AIM - Identify the lines holding "components" and copy them.

─── GIVEN RECORDS

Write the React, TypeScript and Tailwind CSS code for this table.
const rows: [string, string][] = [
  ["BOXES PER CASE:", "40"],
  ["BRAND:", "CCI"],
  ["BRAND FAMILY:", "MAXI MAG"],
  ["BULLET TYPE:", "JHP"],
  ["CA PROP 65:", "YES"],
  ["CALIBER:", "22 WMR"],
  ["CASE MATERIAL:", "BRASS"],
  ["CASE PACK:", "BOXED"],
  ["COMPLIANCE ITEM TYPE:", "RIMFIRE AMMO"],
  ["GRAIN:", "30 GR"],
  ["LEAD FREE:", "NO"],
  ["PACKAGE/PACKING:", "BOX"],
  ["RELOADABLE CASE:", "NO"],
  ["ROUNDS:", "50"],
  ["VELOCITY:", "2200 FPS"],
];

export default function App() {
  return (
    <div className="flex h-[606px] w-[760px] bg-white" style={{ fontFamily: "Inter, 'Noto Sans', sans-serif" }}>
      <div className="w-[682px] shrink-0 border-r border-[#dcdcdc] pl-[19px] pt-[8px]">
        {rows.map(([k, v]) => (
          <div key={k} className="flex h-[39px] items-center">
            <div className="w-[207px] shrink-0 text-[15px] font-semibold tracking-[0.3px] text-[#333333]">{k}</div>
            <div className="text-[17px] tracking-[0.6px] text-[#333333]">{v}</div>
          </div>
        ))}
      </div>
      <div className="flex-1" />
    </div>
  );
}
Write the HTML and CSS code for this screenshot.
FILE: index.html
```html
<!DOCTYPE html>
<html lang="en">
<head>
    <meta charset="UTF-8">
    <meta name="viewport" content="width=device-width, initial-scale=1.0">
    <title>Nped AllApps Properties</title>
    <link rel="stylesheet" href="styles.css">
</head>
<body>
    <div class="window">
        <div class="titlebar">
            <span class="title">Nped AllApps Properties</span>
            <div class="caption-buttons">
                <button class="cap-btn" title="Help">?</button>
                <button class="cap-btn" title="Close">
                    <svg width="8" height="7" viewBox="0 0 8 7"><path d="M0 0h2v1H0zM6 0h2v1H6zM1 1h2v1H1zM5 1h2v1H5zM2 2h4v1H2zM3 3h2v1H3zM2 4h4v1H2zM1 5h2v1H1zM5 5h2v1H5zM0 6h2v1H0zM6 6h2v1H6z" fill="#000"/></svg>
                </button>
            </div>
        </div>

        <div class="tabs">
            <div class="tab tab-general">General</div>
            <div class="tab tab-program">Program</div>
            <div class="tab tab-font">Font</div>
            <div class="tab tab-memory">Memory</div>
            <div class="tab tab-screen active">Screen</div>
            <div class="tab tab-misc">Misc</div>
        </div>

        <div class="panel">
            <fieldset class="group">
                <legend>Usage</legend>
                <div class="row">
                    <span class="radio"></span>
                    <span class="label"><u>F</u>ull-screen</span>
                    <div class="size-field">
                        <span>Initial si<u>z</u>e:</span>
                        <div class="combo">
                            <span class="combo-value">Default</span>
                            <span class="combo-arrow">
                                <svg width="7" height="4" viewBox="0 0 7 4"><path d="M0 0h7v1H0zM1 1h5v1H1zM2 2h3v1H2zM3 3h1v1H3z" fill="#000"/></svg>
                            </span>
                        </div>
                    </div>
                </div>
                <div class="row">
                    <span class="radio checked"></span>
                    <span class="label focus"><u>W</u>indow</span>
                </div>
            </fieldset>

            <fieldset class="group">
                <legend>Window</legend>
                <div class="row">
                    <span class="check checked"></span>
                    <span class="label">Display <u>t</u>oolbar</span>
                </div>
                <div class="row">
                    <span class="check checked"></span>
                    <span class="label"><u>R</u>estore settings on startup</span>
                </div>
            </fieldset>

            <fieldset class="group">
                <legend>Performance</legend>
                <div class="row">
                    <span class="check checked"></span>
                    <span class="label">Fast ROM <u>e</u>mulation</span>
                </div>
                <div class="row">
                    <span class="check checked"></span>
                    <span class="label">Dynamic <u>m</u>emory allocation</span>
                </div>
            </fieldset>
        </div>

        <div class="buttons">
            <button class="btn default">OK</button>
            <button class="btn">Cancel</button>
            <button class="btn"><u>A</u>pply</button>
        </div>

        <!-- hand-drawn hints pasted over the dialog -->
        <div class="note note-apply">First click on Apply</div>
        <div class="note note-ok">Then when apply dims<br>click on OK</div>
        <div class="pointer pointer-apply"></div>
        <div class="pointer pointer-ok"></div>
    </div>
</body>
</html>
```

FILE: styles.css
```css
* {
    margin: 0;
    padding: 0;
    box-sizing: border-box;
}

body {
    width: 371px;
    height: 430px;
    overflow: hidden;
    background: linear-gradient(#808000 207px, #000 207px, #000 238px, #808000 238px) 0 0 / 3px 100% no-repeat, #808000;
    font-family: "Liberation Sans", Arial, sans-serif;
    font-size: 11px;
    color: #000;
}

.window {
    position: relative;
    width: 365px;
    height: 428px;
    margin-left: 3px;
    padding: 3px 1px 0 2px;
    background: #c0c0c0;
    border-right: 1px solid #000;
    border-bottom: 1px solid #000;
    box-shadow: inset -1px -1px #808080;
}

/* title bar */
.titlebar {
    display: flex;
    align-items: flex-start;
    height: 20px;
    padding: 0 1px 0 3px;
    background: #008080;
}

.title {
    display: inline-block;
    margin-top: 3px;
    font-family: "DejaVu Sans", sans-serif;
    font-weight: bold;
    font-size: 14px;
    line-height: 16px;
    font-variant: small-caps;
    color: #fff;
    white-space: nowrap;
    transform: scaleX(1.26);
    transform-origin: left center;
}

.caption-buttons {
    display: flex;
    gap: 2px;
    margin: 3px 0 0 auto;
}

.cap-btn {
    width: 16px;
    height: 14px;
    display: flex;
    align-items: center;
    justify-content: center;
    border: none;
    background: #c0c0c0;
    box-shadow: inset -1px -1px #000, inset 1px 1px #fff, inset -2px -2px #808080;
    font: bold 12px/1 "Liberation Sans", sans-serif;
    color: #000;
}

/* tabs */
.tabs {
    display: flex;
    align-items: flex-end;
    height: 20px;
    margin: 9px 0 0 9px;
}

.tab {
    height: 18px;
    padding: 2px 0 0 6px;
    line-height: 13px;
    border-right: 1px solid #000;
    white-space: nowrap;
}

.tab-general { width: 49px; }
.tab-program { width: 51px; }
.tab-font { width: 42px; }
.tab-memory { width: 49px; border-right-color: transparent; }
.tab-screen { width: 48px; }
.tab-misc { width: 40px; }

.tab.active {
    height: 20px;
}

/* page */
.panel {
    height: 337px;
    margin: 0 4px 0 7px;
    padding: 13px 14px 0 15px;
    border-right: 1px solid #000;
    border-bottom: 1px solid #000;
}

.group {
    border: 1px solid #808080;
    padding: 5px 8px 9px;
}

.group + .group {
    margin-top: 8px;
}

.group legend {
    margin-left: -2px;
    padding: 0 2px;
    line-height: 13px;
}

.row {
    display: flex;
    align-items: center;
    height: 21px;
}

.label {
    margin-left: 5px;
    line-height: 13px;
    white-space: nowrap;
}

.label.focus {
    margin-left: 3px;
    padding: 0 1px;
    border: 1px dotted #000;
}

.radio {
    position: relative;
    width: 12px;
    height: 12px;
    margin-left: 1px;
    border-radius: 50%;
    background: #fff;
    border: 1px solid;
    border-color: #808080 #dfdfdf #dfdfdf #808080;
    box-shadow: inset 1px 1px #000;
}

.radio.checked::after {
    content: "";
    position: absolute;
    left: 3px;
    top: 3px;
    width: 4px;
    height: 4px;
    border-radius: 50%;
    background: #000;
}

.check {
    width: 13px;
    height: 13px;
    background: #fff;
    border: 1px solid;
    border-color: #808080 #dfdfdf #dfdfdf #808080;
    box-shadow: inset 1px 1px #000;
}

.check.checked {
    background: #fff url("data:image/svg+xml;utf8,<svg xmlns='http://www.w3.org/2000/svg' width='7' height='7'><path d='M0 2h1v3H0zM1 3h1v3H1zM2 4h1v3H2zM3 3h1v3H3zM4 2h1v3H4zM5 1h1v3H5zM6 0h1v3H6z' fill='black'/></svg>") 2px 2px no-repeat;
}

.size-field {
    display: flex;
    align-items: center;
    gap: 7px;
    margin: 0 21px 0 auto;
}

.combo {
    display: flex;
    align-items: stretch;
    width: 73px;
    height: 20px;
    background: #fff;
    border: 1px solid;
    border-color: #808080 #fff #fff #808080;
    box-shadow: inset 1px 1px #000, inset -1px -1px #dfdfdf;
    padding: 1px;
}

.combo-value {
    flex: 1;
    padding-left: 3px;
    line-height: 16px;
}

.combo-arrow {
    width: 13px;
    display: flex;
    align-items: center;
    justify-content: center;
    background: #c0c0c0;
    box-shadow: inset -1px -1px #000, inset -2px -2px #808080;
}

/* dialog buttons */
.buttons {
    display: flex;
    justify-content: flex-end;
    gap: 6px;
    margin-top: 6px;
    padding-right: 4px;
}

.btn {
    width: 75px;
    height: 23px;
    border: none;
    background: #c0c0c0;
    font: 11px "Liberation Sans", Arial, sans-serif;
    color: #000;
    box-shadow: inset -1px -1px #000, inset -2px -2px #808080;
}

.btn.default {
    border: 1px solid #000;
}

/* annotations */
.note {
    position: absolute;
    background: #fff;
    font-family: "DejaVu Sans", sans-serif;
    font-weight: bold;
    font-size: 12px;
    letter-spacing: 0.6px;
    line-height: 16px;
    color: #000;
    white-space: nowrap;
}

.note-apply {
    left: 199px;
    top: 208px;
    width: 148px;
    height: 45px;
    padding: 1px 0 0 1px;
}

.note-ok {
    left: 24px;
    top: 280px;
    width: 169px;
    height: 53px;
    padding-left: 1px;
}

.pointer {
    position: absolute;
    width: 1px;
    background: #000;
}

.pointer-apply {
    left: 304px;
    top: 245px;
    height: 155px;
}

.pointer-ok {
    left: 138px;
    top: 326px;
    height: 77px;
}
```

──────
─── GIVEN RECORDS

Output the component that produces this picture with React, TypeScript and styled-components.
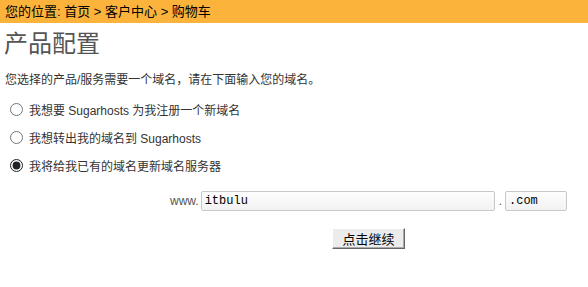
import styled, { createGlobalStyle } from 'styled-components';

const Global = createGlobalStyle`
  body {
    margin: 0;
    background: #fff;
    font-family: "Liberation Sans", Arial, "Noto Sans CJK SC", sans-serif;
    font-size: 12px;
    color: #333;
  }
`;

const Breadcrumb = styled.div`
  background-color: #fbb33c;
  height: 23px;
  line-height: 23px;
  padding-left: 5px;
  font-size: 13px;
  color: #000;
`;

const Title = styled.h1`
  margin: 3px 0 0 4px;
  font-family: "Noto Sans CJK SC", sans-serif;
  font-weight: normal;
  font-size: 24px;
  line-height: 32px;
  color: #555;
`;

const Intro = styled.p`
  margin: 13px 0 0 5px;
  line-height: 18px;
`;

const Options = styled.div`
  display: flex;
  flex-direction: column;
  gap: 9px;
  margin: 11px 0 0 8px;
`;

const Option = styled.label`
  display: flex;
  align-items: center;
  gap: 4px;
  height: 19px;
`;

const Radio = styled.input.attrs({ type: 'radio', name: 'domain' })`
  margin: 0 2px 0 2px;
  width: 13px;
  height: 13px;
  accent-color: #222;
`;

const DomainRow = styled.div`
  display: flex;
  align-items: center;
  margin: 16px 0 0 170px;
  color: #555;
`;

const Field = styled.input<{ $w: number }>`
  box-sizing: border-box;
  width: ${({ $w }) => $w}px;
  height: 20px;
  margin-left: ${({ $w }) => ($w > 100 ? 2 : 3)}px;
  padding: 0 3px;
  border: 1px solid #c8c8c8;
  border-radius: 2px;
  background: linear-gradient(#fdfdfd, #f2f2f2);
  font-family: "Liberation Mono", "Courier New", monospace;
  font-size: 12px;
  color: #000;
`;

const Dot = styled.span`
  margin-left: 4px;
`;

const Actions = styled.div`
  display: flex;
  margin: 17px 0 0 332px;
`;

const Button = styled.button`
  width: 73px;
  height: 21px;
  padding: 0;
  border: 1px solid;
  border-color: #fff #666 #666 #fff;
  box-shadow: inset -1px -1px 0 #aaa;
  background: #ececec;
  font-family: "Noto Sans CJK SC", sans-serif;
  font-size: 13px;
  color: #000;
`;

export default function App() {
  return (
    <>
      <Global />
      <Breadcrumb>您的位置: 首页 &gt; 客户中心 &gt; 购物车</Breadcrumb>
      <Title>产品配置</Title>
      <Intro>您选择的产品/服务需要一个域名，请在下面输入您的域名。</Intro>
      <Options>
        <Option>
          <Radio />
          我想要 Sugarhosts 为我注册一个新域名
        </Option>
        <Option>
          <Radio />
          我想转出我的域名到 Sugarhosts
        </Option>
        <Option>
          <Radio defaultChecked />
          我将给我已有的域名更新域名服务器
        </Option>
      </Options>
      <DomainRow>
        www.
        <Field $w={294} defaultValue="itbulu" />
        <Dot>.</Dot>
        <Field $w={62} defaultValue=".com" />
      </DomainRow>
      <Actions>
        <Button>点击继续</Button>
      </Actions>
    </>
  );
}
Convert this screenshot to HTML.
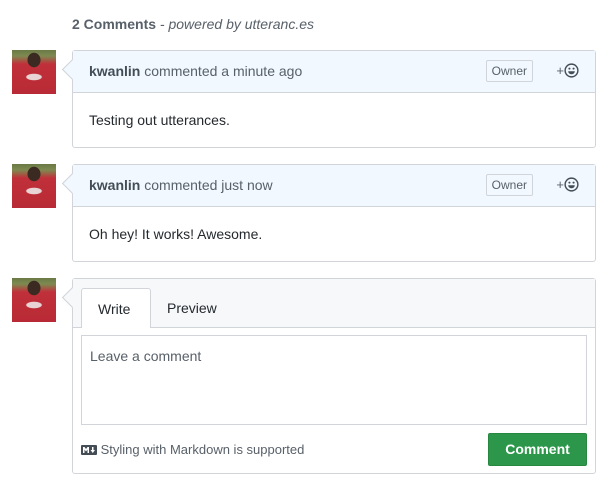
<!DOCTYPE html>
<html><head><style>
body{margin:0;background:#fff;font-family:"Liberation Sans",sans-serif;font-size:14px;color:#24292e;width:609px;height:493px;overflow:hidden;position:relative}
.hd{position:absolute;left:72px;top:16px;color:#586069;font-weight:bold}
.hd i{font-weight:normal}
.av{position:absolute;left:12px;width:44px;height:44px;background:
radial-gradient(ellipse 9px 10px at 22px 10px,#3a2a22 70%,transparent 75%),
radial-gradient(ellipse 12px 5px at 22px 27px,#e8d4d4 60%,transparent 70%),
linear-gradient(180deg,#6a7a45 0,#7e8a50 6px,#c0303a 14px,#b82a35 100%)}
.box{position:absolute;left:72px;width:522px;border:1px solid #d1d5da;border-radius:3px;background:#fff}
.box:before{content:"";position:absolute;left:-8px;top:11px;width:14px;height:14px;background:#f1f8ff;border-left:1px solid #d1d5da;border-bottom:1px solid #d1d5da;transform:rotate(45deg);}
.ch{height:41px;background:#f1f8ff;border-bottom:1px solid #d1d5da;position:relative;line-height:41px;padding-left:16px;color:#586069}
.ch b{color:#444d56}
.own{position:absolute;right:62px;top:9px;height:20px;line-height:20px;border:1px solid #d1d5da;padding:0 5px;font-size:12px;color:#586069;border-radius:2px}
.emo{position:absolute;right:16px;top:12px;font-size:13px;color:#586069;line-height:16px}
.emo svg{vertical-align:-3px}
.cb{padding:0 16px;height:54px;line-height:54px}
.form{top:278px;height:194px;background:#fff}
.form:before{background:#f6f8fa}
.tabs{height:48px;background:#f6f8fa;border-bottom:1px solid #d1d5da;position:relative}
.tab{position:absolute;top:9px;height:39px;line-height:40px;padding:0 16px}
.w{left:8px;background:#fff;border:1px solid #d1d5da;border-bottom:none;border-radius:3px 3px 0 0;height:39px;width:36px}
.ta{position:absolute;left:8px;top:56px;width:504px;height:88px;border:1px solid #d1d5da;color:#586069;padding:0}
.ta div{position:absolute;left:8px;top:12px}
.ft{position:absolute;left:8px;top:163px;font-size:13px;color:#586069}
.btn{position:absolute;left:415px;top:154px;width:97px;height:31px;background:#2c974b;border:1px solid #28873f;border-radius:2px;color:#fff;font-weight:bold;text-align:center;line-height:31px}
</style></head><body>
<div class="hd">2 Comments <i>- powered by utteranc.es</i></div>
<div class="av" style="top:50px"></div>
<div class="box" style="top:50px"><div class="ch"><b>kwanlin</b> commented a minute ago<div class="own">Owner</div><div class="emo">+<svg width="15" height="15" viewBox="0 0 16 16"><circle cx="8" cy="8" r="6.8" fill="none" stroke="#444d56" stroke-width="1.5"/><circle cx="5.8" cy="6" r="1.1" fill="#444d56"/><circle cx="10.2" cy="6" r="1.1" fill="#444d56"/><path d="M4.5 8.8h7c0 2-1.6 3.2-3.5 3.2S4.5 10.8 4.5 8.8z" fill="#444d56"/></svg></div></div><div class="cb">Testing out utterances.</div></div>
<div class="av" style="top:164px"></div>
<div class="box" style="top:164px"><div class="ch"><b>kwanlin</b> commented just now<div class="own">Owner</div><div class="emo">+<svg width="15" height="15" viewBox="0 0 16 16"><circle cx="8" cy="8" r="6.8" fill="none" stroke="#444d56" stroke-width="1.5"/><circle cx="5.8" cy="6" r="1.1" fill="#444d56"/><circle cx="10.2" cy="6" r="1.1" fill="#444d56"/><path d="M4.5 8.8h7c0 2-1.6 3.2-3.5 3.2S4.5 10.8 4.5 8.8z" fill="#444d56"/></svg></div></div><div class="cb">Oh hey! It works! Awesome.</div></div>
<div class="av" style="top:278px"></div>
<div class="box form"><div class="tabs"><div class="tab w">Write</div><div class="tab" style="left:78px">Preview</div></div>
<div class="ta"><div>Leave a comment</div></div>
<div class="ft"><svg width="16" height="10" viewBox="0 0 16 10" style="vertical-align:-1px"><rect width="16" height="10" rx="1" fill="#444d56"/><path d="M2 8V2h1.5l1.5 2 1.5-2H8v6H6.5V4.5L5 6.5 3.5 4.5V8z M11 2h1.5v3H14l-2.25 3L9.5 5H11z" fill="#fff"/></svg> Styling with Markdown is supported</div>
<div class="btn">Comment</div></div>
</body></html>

──────

THE SOLUTION -
Output the component that produces this picture with React, TypeScript and styled-components.
import styled, { createGlobalStyle } from 'styled-components';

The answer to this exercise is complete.